World Water Day marks a day dedicated to the sustainable management of water resources, so I also want to discuss the immense challenges facing us at home. It seems inconceivable that Britain, with its rolling green fields and regular rainfall, could ever want for water, but the climate crisis and water wastage could plunge us into a life-threatening water shortage in less than 25 years. Sir James Bevan, head of the Environment Agency, has warned that we are staring into “the jaws of death”—the point at which we will not even have enough water to supply our needs. Urgent action is needed to improve infrastructure and reduce wastage, and that means acknowledging that water is a public good, not a private commodity.

Since the privatisation of water in 1989, the average bill has risen by 40% in real terms, and £57 billion that could have been invested in making much needed internal improvements has been paid out in dividends to private shareholders. We have been left with a system in which almost 3 billion litres of water—approximately the amount consumed by 22 million people—is lost in leaks every day. If Members will forgive my phrasing, privatisation has been a busted flush.
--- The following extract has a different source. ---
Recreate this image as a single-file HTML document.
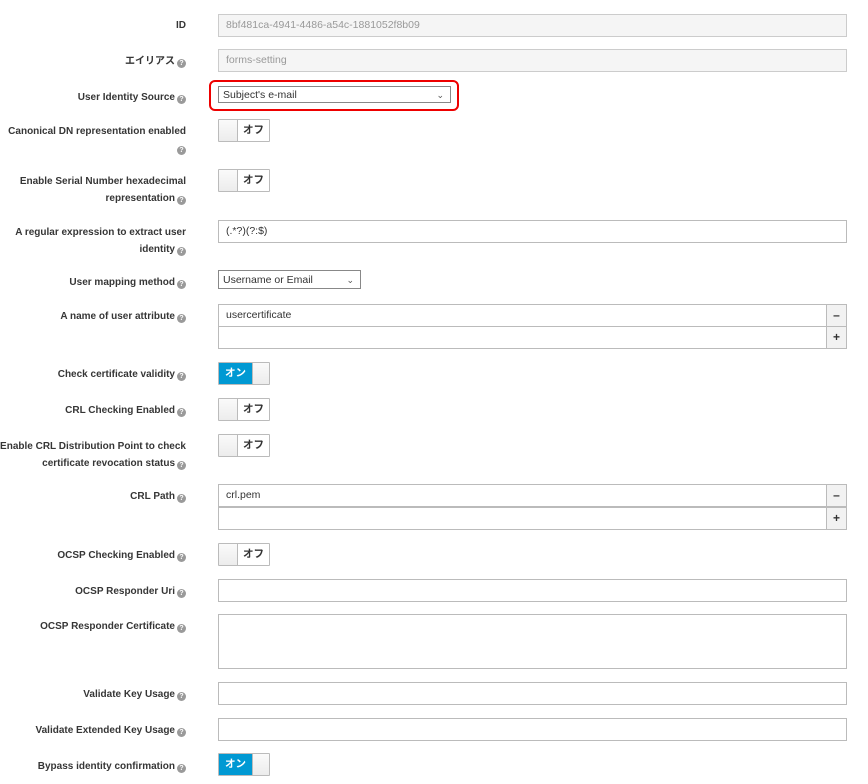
<!DOCTYPE html>
<html><head><meta charset="utf-8"><style>
body{margin:0;width:868px;height:784px;background:#fff;font-family:"Liberation Sans","Noto Sans CJK JP",sans-serif;font-size:10.5px;color:#333;position:relative;overflow:hidden}
.l{position:absolute;right:682px;text-align:right;font-weight:bold;font-size:10px;line-height:17px;white-space:nowrap;color:#363636;margin-top:1px}
.q{display:inline-block;width:9px;height:9px;border-radius:50%;background:#9a9a9a;color:#fff;font-size:7px;line-height:9px;text-align:center;vertical-align:-1px;margin-left:2px;font-weight:bold}
.i{position:absolute;left:218px;height:21px;border:1px solid #bbb;background:#fff;line-height:21px;padding-left:7px;box-sizing:content-box;width:620px;white-space:nowrap}
.ro{background:#f5f5f5;color:#999;border-color:#ccc}
.t{position:absolute;left:218px;width:50px;height:21px;border:1px solid #bbb;background:#fff;border-radius:1px;overflow:hidden}
.t .k{position:absolute;left:0;top:0;width:18px;height:21px;background:linear-gradient(#fafafa,#ececec);border-right:1px solid #bbb}
.t .x{position:absolute;left:19px;top:0;width:31px;line-height:21px;text-align:center;font-weight:bold;color:#333}
.t.on .b{position:absolute;left:0;top:0;width:33px;height:21px;background:#0099d3;color:#fff;font-weight:bold;line-height:21px;text-align:center}
.t.on .k{left:33px;border-right:0;border-left:1px solid #bbb;width:16px}
.btn{position:absolute;left:826px;width:19px;height:21px;border:1px solid #bbb;background:#f2f2f2;text-align:center;line-height:21px;font-weight:bold;font-size:12px}
</style></head><body>

<div class="l" style="top:16px">ID</div>
<div class="i ro" style="top:14px">8bf481ca-4941-4486-a54c-1881052f8b09</div>

<div class="l" style="top:52px">エイリアス<span class="q">?</span></div>
<div class="i ro" style="top:49px">forms-setting</div>

<div class="l" style="top:88px">User Identity Source<span class="q">?</span></div>
<div style="position:absolute;left:209px;top:80px;width:246px;height:27px;border:2px solid #e00;border-radius:6px"></div>
<div style="position:absolute;left:218px;top:86px;height:17px;border:1px solid #888;line-height:17px;padding-left:4px;box-sizing:border-box;width:233px">Subject's e-mail<span style="position:absolute;right:6px;top:0;font-size:9px;color:#555">&#8964;</span></div>

<div class="l" style="top:122px">Canonical DN representation enabled<br><span class="q">?</span></div>
<div class="t" style="top:119px"><div class="k"></div><div class="x">オフ</div></div>

<div class="l" style="top:172px">Enable Serial Number hexadecimal<br>representation<span class="q">?</span></div>
<div class="t" style="top:169px"><div class="k"></div><div class="x">オフ</div></div>

<div class="l" style="top:223px">A regular expression to extract user<br>identity<span class="q">?</span></div>
<div class="i" style="top:220px">(.*?)(?:$)</div>

<div class="l" style="top:273px">User mapping method<span class="q">?</span></div>
<div style="position:absolute;left:218px;top:270px;width:143px;height:19px;border:1px solid #888;line-height:18px;padding-left:4px;box-sizing:border-box">Username or Email<span style="position:absolute;right:6px;top:0;font-size:9px;color:#555">&#8964;</span></div>

<div class="l" style="top:307px">A name of user attribute<span class="q">?</span></div>
<div class="i" style="top:304px;width:601px">usercertificate</div><div class="btn" style="top:304px">&#8211;</div>
<div class="i" style="top:326px;width:601px"></div><div class="btn" style="top:326px">+</div>

<div class="l" style="top:365px">Check certificate validity<span class="q">?</span></div>
<div class="t on" style="top:362px"><div class="b">オン</div><div class="k"></div></div>

<div class="l" style="top:401px">CRL Checking Enabled<span class="q">?</span></div>
<div class="t" style="top:398px"><div class="k"></div><div class="x">オフ</div></div>

<div class="l" style="top:437px">Enable CRL Distribution Point to check<br>certificate revocation status<span class="q">?</span></div>
<div class="t" style="top:434px"><div class="k"></div><div class="x">オフ</div></div>

<div class="l" style="top:487px">CRL Path<span class="q">?</span></div>
<div class="i" style="top:484px;width:601px">crl.pem</div><div class="btn" style="top:484px">&#8211;</div>
<div class="i" style="top:507px;width:601px"></div><div class="btn" style="top:507px">+</div>

<div class="l" style="top:546px">OCSP Checking Enabled<span class="q">?</span></div>
<div class="t" style="top:543px"><div class="k"></div><div class="x">オフ</div></div>

<div class="l" style="top:582px">OCSP Responder Uri<span class="q">?</span></div>
<div class="i" style="top:579px"></div>

<div class="l" style="top:617px">OCSP Responder Certificate<span class="q">?</span></div>
<div class="i" style="top:614px;height:53px"></div>

<div class="l" style="top:685px">Validate Key Usage<span class="q">?</span></div>
<div class="i" style="top:682px"></div>

<div class="l" style="top:721px">Validate Extended Key Usage<span class="q">?</span></div>
<div class="i" style="top:718px"></div>

<div class="l" style="top:757px">Bypass identity confirmation<span class="q">?</span></div>
<div class="t on" style="top:753px"><div class="b">オン</div><div class="k"></div></div>

</body></html>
I say to the Government, who have already borrowed so much from my party’s 2019 manifesto, that there is one more Labour policy ripe for the taking: a publicly owned, democratically controlled water system. By at last bringing water back into public ownership, we could slash the average water bill by at least £100 a year and plough profits back into securing water mains and reducing leakage. As part of a wider green industrial revolution, we could create thousands of new, highly skilled jobs in the construction and maintenance of new and improved waterworks.

Public ownership would not just bring benefits to people living in Britain; the conversation about water is a global issue, and the UK must play its part. By developing much needed infrastructure, skills and expertise at home, the UK can play a leading role in assisting those nations most afflicted by water scarcity and those people across the globe deprived of this live-giving resource.